Bernard, pas à pas, l’a amené vers le haut niveau en étant notamment 6ème du Grand Prix 3* de Dinard et 5ème de celui de Knokke. Nous étions alors convaincus de la qualité de James, de ses capacités d’accéder aux concours 5 étoiles. L’accès à ces concours, réservés à une élite de cavaliers, James avait déjà dix ans, le temps était compté. Ça a été un choix cornélien de décider que James quitte Bernard car si Bernard n’avait pas eu cette gestion du cheval c’est certain James ne serait pas arrivé à ce niveau. J’ai beaucoup de respect pour Bernard. Je ne le remercierai  jamais assez pour son investissement avec Bond.
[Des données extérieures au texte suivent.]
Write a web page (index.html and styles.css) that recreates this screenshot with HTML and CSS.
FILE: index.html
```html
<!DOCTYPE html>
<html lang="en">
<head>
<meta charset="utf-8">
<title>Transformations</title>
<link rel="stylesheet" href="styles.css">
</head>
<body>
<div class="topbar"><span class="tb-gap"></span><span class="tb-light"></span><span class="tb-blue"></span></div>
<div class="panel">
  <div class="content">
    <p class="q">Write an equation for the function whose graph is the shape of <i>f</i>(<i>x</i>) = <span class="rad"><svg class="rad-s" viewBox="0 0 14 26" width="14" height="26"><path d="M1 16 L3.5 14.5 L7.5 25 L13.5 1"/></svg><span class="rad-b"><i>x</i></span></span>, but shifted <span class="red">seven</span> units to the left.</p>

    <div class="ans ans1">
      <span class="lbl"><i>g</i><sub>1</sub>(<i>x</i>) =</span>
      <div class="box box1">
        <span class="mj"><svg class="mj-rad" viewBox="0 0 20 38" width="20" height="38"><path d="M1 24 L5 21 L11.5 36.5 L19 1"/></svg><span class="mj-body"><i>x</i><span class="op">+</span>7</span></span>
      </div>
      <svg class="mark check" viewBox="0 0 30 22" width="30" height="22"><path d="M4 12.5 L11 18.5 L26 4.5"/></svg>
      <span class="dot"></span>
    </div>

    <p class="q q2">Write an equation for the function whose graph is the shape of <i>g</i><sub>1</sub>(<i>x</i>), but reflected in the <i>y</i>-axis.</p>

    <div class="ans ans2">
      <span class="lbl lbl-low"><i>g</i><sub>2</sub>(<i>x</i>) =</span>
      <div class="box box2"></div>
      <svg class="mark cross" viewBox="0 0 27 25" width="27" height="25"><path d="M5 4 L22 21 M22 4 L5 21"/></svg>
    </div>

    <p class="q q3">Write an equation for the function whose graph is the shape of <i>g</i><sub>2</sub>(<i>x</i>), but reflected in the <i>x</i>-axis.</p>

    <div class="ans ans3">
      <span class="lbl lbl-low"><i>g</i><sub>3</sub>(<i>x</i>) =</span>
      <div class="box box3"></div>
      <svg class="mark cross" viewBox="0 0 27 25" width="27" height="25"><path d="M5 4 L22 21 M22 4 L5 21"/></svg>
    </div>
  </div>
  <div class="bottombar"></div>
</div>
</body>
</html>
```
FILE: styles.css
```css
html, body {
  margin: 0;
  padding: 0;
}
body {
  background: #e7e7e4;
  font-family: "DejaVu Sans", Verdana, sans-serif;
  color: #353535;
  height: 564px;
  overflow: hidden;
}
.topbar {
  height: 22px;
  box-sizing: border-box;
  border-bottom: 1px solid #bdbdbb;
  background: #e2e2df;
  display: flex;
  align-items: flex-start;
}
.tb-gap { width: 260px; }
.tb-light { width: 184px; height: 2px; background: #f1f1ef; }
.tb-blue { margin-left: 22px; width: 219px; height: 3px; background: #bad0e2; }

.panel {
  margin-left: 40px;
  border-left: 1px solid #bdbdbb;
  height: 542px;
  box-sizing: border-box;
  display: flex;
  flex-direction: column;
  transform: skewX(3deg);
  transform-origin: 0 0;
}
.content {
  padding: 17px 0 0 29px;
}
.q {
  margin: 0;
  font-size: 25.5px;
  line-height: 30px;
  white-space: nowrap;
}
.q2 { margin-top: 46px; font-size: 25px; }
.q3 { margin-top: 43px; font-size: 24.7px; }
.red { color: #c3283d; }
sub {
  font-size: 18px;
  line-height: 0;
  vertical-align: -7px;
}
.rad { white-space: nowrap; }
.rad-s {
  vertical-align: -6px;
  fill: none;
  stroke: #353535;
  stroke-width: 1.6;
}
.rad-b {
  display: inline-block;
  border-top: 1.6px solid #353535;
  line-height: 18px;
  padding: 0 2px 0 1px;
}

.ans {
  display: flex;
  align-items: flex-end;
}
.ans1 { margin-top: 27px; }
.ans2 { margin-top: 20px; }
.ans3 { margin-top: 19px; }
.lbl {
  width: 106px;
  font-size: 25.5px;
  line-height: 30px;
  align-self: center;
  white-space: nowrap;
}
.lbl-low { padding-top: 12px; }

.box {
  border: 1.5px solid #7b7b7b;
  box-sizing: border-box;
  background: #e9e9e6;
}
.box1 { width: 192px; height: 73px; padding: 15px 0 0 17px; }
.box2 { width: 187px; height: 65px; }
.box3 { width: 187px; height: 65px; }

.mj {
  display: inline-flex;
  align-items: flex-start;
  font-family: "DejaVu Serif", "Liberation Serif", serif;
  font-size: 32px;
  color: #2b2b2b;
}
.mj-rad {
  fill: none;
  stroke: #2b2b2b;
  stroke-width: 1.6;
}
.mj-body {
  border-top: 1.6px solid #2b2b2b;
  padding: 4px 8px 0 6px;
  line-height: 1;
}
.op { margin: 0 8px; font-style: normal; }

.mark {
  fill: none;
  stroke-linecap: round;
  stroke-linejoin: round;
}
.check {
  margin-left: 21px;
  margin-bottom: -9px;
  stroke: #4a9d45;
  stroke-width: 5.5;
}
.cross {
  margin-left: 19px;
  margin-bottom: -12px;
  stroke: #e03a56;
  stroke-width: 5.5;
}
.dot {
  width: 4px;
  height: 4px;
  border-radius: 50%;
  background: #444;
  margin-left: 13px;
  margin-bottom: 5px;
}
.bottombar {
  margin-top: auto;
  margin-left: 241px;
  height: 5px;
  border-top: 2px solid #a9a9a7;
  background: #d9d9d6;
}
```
Mon choix s’est porté sur Kevin Staut car j’ai toujours aimé son équitation. Jean louis avait un cheval chez lui, je me suis dit que c’était une suite logique. Il connaissait Bond parfaitement. Cela permettait aussi à Benoit Cadin, notre vétérinaire de continuer à suivre le cheval également, tout convergeait. C’est pourquoi, James a rejoint Kevin Staut avec qui il a pu démontrer qu’il avait sa place à ce haut niveau et très rapidement. Avec Kevin, Bond a continué à se classer à chaque concours comme il l’a toujours fait mais au final, nous n’avons pas trouvé les affinités que nous espérions.  

Lors du check-up après le concours de Dublin, où il s’est fait une légère blessure, nous avons décidé d’une vraie pause physique et mentale ayant bien concouru sur les plus belles pistes du monde. Nous l’avons confié, sous les conseils de Benoît notre vétérinaire, à Jennifer Bouyoux aux écuries de Fréhel dans son centre de Thalassothérapie pour une remise en forme. Durant cette pause, nous avons beaucoup réfléchi à sa carrière sportive aussi et celle de reproducteur. Cette réflexion nous a amené à vouloir le changer d’écurie. Pour répondre aux personnes qui nous reprochent que le cheval ait quitté la France. Je leur répondrais : « Quand vous êtes parents vous souhaitez le mieux pour vos enfants, et parfois pour eux vous choisissez une école adaptée à leur aptitude mais à l’étranger ». C’est ce que nous avons choisi pour notre cheval.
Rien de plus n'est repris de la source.